_THE TASK_
Repeat each record exactly. Any picture gets left out.

_RECORDS FOR THE EXERCISE_
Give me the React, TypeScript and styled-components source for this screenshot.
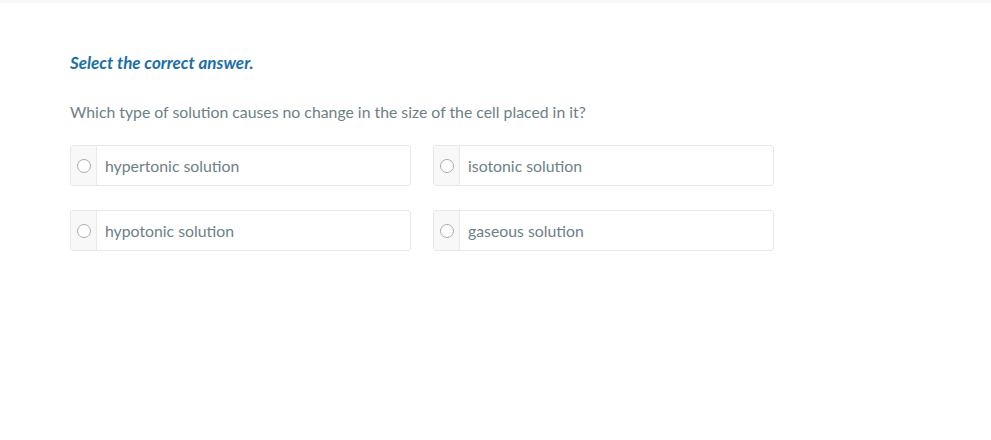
import styled, { createGlobalStyle } from "styled-components"

const GlobalStyle = createGlobalStyle`
	body {
		margin: 0;
		background: #ffffff;
		font-family: Lato, "Open Sans", sans-serif;
	}
`

const TopStrip = styled.div`
	height: 3px;
	background: #f7f9f9;
`

const Page = styled.main`
	padding: 49px 70px 0;
`

const Instruction = styled.h2`
	margin: 0;
	font-size: 17px;
	font-weight: 700;
	font-style: italic;
	line-height: 22px;
	color: #1b6fa8;
`

const Question = styled.p`
	margin: 27px 0 0;
	font-size: 15.8px;
	line-height: 22px;
	color: #6d7f87;
`

const Choices = styled.div`
	display: grid;
	grid-template-columns: 341px 341px;
	column-gap: 22px;
	row-gap: 24px;
	margin-top: 22px;
`

const Choice = styled.label`
	display: flex;
	height: 39px;
	border: 1px solid #e6e9ea;
	border-radius: 3px;
	overflow: hidden;
	cursor: pointer;
`

const RadioCell = styled.span`
	display: flex;
	align-items: center;
	justify-content: center;
	width: 25px;
	background: #f8f8f8;
	border-right: 1px solid #e8eaeb;
`

const RadioCircle = styled.span`
	width: 12px;
	height: 12px;
	border: 1px solid #a8adb0;
	border-radius: 50%;
	background: #ffffff;
`

const ChoiceText = styled.span`
	display: flex;
	align-items: center;
	padding-left: 8px;
	font-size: 15.8px;
	color: #6d7f87;
`

const options = [
	"hypertonic solution",
	"isotonic solution",
	"hypotonic solution",
	"gaseous solution",
]

function App() {
	return (
		<>
			<GlobalStyle />
			<TopStrip />
			<Page>
				<Instruction>Select the correct answer.</Instruction>
				<Question>
					Which type of solution causes no change in the size of the cell
					placed in it?
				</Question>
				<Choices>
					{options.map((option) => (
						<Choice key={option}>
							<RadioCell>
								<RadioCircle />
							</RadioCell>
							<ChoiceText>{option}</ChoiceText>
						</Choice>
					))}
				</Choices>
			</Page>
		</>
	)
}

export default App
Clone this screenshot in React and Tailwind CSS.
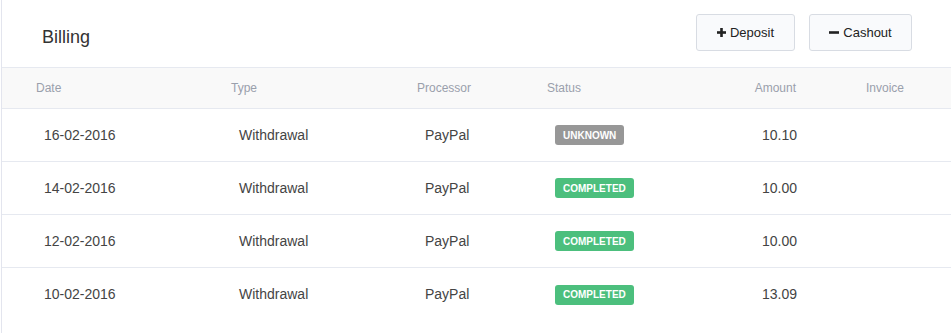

_THE RESULT_
Give me the React, TypeScript and styled-components source for this screenshot.
import styled, { createGlobalStyle } from "styled-components"

const GlobalStyle = createGlobalStyle`
	body {
		margin: 0;
		background: #ffffff;
		font-family: Lato, "Open Sans", sans-serif;
	}
`

const TopStrip = styled.div`
	height: 3px;
	background: #f7f9f9;
`

const Page = styled.main`
	padding: 49px 70px 0;
`

const Instruction = styled.h2`
	margin: 0;
	font-size: 17px;
	font-weight: 700;
	font-style: italic;
	line-height: 22px;
	color: #1b6fa8;
`

const Question = styled.p`
	margin: 27px 0 0;
	font-size: 15.8px;
	line-height: 22px;
	color: #6d7f87;
`

const Choices = styled.div`
	display: grid;
	grid-template-columns: 341px 341px;
	column-gap: 22px;
	row-gap: 24px;
	margin-top: 22px;
`

const Choice = styled.label`
	display: flex;
	height: 39px;
	border: 1px solid #e6e9ea;
	border-radius: 3px;
	overflow: hidden;
	cursor: pointer;
`

const RadioCell = styled.span`
	display: flex;
	align-items: center;
	justify-content: center;
	width: 25px;
	background: #f8f8f8;
	border-right: 1px solid #e8eaeb;
`

const RadioCircle = styled.span`
	width: 12px;
	height: 12px;
	border: 1px solid #a8adb0;
	border-radius: 50%;
	background: #ffffff;
`

const ChoiceText = styled.span`
	display: flex;
	align-items: center;
	padding-left: 8px;
	font-size: 15.8px;
	color: #6d7f87;
`

const options = [
	"hypertonic solution",
	"isotonic solution",
	"hypotonic solution",
	"gaseous solution",
]

function App() {
	return (
		<>
			<GlobalStyle />
			<TopStrip />
			<Page>
				<Instruction>Select the correct answer.</Instruction>
				<Question>
					Which type of solution causes no change in the size of the cell
					placed in it?
				</Question>
				<Choices>
					{options.map((option) => (
						<Choice key={option}>
							<RadioCell>
								<RadioCircle />
							</RadioCell>
							<ChoiceText>{option}</ChoiceText>
						</Choice>
					))}
				</Choices>
			</Page>
		</>
	)
}

export default App
Clone this screenshot in React and Tailwind CSS.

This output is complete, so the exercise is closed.